**Short problem**
Using the material below, work out how many lines contain the word "TypeScript". Reply with the number and nothing more.
** begin Records for this exercise **
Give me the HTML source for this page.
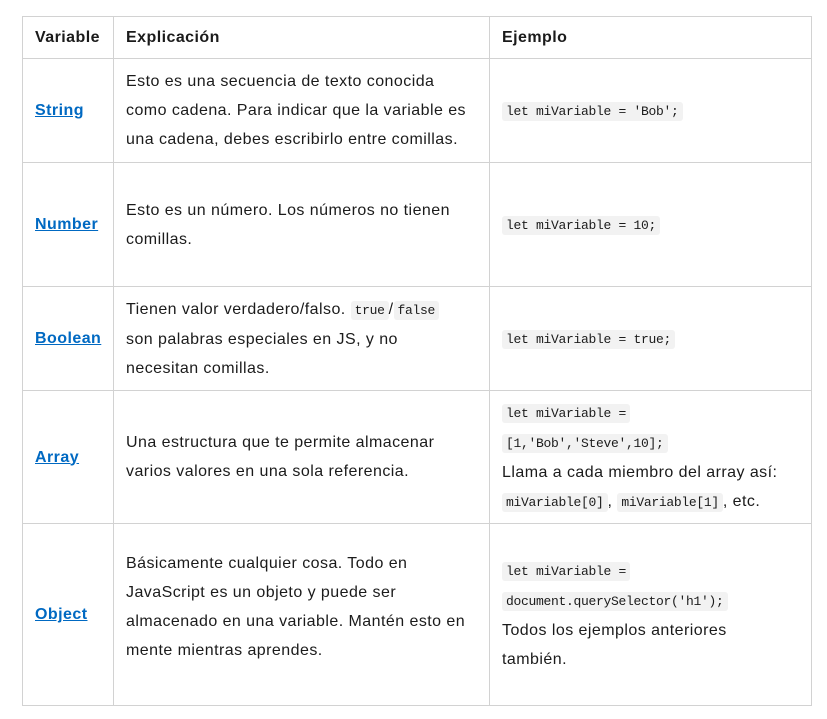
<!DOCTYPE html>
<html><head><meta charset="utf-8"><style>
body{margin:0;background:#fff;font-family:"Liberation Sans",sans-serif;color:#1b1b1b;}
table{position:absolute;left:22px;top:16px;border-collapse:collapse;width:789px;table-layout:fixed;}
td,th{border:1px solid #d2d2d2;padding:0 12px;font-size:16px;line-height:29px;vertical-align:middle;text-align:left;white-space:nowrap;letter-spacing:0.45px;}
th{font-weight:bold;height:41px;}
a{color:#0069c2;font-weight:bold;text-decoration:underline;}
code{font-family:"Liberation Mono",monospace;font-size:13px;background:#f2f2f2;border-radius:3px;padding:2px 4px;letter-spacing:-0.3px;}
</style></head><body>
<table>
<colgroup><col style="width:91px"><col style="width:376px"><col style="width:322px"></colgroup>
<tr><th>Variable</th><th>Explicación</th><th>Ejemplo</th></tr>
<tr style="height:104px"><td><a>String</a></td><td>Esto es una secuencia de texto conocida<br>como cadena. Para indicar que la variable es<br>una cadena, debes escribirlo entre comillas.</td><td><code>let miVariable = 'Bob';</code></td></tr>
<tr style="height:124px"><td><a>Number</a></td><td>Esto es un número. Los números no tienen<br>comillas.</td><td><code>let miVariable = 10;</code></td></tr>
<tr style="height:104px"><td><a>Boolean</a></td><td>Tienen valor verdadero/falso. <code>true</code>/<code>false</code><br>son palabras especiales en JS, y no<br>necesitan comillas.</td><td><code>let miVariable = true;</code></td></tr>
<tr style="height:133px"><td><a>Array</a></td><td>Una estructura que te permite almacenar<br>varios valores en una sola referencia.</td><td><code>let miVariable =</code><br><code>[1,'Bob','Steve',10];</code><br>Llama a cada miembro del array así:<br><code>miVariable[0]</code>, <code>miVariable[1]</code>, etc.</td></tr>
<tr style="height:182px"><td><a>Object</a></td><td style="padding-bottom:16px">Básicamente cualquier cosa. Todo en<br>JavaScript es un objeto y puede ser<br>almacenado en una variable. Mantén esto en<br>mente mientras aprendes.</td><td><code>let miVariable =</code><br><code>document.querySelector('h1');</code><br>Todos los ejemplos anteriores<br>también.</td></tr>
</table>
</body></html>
** end Records for this exercise **
** begin Records for this exercise **
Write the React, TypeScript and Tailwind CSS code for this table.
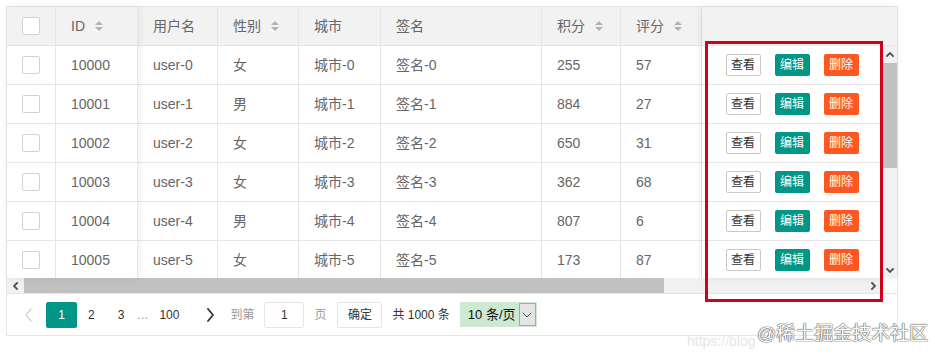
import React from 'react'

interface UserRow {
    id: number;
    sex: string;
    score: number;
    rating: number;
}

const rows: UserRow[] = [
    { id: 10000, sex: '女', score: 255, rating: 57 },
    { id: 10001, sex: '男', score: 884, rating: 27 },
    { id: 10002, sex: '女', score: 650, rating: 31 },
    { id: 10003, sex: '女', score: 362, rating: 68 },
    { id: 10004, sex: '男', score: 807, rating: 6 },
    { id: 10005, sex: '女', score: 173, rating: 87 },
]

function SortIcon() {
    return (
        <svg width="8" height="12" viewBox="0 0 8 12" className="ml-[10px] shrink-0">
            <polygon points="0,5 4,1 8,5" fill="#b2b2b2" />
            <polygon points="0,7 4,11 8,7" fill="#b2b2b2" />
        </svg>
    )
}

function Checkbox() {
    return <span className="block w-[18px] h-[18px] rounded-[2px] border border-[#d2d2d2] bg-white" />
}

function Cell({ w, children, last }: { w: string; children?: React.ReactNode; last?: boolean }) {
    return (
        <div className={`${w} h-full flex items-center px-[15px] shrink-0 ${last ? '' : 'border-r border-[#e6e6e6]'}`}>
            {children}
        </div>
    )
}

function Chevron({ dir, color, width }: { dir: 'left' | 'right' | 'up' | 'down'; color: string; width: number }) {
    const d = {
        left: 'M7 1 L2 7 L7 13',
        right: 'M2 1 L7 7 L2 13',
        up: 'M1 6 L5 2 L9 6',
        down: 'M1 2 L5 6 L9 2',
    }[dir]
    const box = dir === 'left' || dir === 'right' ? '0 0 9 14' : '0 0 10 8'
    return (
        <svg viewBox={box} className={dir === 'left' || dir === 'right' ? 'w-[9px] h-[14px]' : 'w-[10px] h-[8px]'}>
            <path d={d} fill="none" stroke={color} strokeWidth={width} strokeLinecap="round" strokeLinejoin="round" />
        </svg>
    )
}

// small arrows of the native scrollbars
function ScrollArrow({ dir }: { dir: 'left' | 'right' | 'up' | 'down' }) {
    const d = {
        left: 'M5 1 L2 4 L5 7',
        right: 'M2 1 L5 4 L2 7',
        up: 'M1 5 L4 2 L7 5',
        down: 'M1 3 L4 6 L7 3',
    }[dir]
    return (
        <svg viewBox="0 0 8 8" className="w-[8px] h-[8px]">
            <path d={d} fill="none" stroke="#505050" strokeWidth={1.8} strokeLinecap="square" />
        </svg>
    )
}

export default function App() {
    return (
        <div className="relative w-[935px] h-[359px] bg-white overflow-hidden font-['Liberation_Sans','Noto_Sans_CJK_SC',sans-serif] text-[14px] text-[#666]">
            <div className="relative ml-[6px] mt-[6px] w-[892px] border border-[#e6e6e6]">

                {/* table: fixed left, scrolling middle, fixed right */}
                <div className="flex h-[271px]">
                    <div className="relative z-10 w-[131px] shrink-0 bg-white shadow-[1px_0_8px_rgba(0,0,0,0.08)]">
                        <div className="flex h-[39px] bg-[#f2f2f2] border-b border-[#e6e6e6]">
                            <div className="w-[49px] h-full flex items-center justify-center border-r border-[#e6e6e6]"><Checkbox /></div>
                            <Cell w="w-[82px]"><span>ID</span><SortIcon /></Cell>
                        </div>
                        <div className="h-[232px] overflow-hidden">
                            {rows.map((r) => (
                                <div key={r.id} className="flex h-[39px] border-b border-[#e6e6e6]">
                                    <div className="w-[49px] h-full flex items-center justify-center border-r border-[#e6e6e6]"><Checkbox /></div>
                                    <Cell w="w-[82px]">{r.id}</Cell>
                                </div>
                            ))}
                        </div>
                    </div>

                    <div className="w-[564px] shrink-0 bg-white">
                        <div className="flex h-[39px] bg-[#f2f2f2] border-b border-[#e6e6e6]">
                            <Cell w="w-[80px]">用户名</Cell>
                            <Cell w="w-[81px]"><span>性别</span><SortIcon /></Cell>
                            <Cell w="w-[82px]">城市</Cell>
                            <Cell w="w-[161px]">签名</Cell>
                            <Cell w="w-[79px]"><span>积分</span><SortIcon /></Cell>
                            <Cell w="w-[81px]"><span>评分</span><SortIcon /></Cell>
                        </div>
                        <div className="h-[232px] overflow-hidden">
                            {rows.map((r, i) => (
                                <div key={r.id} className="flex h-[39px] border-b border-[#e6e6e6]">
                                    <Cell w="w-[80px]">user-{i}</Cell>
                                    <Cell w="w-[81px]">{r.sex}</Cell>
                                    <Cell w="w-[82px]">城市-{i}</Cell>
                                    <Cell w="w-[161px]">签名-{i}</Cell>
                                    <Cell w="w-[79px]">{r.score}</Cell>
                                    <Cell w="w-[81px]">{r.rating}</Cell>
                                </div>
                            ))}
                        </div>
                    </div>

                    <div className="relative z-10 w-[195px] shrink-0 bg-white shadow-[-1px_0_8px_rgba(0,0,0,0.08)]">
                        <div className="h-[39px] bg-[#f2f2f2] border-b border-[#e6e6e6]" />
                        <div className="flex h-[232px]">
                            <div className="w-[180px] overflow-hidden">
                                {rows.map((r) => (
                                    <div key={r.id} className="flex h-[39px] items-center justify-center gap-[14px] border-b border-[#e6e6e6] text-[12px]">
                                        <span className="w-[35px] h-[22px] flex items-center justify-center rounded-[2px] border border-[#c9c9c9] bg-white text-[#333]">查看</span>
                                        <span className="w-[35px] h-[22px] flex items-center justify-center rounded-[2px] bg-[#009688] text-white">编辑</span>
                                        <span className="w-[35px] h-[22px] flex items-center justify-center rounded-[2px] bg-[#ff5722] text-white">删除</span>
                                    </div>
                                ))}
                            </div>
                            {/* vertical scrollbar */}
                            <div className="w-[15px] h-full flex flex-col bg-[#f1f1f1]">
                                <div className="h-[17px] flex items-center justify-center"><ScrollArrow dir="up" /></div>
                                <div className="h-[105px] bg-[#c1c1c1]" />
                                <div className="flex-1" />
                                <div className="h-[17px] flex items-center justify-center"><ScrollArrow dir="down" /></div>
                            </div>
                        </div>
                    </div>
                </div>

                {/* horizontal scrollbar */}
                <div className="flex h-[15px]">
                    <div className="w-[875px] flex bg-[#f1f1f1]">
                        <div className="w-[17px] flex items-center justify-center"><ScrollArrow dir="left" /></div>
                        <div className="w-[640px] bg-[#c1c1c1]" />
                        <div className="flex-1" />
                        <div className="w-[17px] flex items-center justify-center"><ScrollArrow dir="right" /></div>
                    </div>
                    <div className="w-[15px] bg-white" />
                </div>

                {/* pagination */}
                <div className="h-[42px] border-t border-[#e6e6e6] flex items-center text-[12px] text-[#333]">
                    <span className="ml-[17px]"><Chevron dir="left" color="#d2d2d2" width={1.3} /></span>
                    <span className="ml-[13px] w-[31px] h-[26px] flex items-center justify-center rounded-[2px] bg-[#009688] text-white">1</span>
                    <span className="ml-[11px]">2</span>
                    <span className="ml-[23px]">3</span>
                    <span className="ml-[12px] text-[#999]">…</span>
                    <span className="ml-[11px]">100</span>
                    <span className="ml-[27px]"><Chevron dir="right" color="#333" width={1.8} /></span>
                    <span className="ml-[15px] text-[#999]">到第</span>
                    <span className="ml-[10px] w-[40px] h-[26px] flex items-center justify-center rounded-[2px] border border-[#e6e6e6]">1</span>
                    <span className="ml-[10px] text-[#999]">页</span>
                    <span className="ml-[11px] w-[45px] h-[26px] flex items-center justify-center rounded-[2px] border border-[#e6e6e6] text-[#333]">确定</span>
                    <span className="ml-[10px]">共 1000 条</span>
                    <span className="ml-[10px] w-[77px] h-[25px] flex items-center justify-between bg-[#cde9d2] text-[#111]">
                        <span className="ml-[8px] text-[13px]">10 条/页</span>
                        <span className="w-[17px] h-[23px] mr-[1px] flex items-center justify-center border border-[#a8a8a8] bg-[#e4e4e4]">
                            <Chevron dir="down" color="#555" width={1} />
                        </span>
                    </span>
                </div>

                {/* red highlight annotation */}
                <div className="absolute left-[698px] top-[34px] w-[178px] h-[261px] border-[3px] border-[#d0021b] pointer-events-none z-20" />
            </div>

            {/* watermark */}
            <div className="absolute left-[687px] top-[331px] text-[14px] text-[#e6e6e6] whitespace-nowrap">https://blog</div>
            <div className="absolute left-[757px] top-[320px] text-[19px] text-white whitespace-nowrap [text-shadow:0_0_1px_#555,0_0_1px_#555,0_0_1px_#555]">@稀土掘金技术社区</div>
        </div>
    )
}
** end Records for this exercise **
** begin Records for this exercise **
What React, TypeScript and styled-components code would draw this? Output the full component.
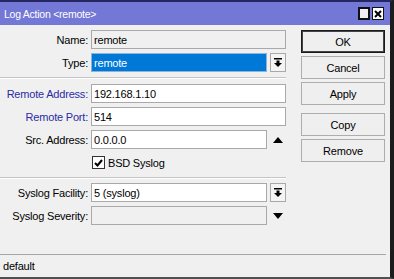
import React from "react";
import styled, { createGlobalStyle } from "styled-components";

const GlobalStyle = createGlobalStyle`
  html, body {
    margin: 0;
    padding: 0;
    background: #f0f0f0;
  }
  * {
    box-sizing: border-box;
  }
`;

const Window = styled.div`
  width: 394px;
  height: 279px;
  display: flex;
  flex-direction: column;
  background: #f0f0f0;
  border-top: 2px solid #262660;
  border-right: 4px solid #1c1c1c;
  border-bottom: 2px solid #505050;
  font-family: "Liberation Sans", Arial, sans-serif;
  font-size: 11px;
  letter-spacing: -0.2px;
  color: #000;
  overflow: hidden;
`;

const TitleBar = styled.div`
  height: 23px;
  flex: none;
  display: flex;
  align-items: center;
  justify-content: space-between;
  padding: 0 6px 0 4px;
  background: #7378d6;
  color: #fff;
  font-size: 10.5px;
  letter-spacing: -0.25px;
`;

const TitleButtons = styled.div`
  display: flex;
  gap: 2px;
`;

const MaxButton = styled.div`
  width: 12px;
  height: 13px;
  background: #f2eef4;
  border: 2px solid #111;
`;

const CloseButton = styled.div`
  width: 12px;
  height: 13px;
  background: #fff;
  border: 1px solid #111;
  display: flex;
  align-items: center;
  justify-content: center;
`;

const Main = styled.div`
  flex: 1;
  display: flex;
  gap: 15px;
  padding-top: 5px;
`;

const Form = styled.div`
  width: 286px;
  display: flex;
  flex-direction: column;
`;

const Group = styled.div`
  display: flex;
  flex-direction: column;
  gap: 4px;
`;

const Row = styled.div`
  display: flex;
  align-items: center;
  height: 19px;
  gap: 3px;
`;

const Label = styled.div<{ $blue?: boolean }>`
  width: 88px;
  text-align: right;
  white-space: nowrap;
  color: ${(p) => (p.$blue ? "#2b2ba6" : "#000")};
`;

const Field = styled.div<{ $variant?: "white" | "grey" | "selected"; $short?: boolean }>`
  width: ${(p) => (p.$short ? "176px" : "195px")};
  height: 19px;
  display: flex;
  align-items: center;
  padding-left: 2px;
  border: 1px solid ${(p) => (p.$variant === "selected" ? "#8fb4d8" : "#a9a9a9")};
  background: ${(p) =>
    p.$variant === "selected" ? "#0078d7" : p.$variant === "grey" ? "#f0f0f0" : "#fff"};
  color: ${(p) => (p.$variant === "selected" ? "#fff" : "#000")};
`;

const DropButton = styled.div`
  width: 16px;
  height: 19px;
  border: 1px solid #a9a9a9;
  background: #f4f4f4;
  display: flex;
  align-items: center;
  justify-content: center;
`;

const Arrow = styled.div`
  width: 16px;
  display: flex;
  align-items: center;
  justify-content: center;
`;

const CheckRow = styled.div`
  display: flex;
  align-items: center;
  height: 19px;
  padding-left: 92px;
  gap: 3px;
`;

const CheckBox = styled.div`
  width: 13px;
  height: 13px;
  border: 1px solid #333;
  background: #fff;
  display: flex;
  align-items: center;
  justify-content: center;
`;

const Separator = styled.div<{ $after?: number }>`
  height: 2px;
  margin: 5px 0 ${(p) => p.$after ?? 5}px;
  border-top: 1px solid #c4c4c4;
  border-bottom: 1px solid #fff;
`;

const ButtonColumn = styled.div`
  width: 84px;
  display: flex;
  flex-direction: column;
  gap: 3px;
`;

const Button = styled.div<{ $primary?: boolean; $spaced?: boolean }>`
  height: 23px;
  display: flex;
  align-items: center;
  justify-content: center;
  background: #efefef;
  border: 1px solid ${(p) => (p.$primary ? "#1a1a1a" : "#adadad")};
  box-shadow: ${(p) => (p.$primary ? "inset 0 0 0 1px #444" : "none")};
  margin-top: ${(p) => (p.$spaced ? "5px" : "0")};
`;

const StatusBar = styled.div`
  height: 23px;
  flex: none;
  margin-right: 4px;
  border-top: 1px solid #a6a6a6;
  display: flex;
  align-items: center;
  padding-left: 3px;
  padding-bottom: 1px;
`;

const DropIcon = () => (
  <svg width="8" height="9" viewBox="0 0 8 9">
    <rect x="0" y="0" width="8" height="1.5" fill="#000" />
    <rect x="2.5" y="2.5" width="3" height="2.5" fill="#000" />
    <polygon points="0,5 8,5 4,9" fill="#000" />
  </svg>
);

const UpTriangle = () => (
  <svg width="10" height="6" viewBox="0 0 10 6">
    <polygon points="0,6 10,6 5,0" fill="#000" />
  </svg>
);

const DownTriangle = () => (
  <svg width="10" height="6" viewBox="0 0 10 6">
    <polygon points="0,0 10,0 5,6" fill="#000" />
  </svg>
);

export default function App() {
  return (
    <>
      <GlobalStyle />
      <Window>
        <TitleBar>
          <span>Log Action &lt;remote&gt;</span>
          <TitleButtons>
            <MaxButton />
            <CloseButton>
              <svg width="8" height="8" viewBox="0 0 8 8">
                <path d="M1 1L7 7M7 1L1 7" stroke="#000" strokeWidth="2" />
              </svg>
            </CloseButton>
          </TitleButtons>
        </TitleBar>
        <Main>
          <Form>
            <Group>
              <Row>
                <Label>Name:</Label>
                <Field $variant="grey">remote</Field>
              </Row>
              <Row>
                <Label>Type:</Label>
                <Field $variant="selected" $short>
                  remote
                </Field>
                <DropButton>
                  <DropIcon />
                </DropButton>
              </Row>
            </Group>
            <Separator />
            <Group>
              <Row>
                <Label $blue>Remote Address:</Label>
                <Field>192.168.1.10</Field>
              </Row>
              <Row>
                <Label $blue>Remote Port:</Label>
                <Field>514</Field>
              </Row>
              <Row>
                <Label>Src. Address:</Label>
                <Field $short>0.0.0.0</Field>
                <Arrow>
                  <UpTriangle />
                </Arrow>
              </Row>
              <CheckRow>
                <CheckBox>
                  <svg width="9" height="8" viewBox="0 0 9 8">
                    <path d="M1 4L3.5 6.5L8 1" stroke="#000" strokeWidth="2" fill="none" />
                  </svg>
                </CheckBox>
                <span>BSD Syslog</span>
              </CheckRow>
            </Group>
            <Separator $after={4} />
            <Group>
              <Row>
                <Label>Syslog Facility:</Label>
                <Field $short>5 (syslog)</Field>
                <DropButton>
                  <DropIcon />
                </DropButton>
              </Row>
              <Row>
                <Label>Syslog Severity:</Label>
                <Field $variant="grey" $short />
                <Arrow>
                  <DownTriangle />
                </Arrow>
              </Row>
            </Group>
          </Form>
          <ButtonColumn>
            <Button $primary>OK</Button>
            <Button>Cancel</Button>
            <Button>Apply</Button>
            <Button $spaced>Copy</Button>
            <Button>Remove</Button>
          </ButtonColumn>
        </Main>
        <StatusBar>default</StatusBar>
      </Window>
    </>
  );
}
** end Records for this exercise **
**Task output**
2